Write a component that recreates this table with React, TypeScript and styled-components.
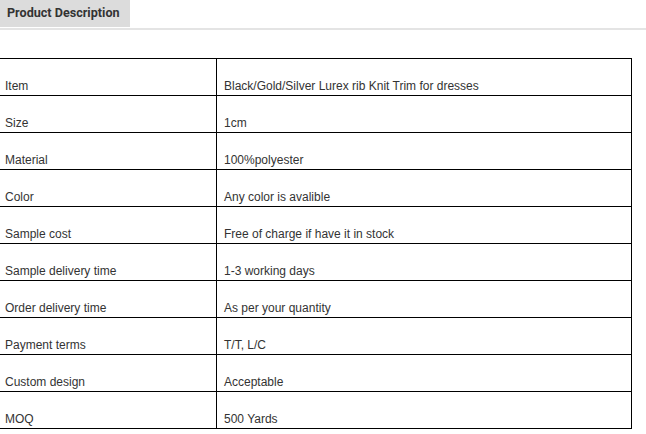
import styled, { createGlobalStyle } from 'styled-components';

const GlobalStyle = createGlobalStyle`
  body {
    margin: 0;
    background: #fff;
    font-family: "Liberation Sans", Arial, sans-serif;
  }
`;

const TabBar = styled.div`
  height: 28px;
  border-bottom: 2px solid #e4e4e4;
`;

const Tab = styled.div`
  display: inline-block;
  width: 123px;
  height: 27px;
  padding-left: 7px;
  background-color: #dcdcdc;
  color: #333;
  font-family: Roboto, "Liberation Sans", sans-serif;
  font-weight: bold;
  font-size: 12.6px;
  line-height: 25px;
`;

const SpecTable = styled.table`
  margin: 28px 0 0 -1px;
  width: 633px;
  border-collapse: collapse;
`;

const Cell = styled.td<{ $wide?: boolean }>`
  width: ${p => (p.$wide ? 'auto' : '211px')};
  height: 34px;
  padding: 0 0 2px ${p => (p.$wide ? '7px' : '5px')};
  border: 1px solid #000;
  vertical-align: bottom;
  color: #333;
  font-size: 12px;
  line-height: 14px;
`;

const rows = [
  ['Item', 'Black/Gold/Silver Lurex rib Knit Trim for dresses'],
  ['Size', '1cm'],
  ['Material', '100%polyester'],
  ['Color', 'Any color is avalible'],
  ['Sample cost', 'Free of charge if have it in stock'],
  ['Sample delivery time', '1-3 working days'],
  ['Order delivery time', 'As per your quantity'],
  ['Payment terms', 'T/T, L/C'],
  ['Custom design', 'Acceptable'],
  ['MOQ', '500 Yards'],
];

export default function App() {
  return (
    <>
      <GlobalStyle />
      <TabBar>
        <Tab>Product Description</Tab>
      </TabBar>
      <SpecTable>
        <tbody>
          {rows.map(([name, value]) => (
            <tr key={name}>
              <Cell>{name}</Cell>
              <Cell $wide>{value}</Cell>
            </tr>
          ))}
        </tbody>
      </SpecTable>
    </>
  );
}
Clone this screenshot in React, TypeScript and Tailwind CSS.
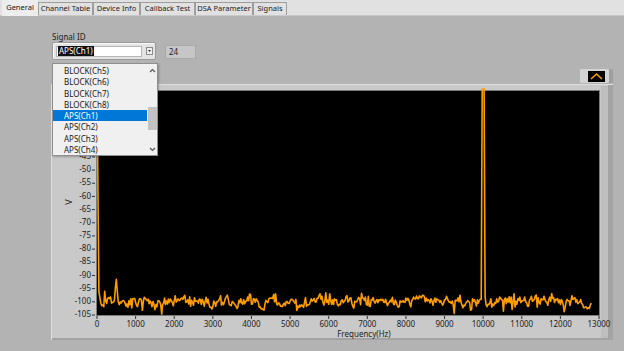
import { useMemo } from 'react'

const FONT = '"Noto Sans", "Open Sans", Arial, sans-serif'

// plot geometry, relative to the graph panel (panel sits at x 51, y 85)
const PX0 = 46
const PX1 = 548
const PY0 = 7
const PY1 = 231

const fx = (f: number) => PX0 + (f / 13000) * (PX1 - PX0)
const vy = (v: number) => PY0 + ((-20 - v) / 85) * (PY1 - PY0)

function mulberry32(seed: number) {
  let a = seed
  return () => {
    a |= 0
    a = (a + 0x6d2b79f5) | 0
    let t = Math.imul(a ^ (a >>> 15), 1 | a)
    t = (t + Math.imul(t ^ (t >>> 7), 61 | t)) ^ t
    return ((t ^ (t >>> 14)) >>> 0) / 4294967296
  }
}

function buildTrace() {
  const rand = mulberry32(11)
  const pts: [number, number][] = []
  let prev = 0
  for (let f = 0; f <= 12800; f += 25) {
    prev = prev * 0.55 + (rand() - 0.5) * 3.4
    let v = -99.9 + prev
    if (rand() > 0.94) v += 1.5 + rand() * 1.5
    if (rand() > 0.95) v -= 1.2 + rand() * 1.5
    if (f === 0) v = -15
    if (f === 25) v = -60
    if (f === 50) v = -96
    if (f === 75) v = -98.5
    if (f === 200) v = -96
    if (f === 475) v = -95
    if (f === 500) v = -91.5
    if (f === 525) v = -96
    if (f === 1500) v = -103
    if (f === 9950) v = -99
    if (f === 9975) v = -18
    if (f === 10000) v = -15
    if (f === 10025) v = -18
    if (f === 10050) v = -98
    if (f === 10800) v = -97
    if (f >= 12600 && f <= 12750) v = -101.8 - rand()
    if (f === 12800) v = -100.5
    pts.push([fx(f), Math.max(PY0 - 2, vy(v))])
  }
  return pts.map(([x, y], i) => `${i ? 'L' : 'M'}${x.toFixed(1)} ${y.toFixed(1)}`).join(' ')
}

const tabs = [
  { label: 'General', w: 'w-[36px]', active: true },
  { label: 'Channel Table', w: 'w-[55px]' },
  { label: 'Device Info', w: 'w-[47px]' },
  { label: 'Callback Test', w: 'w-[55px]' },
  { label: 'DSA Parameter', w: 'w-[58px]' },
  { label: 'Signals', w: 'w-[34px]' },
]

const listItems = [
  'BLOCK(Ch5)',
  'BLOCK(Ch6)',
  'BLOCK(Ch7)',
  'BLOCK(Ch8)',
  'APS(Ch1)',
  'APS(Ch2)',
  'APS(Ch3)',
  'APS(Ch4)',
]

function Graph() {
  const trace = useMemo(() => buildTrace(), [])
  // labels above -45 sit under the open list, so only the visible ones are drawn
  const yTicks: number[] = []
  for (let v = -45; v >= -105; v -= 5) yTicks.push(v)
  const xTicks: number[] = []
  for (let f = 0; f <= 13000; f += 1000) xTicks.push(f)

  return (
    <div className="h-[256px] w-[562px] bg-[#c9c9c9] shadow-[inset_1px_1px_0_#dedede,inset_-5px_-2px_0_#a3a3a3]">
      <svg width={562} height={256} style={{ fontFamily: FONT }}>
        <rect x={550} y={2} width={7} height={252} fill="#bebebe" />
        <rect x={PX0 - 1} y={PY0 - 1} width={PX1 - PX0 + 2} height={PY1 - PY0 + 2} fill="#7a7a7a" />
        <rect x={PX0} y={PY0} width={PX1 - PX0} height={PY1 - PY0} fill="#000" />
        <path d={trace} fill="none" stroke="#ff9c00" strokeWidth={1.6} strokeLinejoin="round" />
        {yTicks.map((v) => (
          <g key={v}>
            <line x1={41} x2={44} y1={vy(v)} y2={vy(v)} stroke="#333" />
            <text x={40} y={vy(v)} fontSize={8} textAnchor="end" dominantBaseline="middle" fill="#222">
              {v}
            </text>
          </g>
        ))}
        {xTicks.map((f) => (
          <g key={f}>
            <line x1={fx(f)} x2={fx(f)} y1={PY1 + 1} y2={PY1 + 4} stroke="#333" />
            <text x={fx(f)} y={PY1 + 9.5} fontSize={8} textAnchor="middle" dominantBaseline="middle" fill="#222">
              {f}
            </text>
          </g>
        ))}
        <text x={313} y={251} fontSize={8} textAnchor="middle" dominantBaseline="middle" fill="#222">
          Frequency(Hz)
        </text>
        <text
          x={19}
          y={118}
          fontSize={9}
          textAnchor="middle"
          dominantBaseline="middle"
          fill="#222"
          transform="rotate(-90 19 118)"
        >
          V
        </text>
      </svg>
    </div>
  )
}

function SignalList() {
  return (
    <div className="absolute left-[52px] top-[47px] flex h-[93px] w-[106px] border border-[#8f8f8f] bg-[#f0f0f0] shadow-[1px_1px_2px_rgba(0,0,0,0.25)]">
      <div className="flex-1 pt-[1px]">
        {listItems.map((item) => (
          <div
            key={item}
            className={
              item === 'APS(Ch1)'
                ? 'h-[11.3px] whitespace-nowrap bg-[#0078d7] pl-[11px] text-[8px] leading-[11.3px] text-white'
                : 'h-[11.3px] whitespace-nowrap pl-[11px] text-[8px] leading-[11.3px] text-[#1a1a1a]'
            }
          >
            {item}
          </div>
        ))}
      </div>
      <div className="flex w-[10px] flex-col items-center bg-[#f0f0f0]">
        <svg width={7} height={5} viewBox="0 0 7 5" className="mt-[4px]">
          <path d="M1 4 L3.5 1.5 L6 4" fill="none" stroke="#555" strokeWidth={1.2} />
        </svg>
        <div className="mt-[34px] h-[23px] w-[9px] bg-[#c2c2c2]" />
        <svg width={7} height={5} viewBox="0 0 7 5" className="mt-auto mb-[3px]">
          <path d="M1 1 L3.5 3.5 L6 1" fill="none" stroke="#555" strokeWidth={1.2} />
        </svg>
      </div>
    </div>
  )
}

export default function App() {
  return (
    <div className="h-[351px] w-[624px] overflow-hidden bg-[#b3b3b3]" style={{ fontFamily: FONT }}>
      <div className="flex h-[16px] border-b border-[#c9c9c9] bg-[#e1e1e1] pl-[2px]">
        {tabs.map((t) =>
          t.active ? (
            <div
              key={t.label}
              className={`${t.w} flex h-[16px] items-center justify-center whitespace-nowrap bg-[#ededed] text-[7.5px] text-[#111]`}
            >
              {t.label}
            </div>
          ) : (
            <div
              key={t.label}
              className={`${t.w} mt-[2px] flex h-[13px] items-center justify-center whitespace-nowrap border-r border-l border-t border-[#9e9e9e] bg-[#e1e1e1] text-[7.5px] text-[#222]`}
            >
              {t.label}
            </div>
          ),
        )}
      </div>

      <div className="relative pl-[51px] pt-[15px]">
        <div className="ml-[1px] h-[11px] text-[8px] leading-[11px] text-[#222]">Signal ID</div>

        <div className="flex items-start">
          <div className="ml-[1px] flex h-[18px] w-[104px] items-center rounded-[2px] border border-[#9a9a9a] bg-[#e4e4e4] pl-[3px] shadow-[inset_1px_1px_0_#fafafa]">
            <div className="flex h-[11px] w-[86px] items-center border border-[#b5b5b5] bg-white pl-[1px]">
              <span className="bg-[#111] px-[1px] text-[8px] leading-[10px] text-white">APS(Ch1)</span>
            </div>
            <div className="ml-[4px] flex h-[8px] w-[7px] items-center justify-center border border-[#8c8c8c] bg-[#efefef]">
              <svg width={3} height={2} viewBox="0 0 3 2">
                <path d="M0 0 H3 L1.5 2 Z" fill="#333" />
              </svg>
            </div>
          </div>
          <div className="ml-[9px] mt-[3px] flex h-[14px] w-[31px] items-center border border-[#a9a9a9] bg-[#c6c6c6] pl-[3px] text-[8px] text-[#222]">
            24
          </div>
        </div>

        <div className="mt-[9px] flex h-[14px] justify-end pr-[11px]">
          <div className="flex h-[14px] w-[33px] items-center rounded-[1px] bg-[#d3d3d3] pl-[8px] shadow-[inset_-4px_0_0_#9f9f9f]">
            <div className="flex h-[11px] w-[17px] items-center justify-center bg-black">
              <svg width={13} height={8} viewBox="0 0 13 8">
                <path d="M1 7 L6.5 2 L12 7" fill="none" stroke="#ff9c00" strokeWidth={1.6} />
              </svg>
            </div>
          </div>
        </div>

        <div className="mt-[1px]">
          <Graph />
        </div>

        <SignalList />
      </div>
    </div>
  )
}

Stated problem — Using the data above, copy exactly the lines from the one containing "Clone this screenshot" to the one containing "const PY1 = 231", inclusive. Exclude the pictures.

Exercise answer —
Clone this screenshot in React, TypeScript and Tailwind CSS.
import { useMemo } from 'react'

const FONT = '"Noto Sans", "Open Sans", Arial, sans-serif'

// plot geometry, relative to the graph panel (panel sits at x 51, y 85)
const PX0 = 46
const PX1 = 548
const PY0 = 7
const PY1 = 231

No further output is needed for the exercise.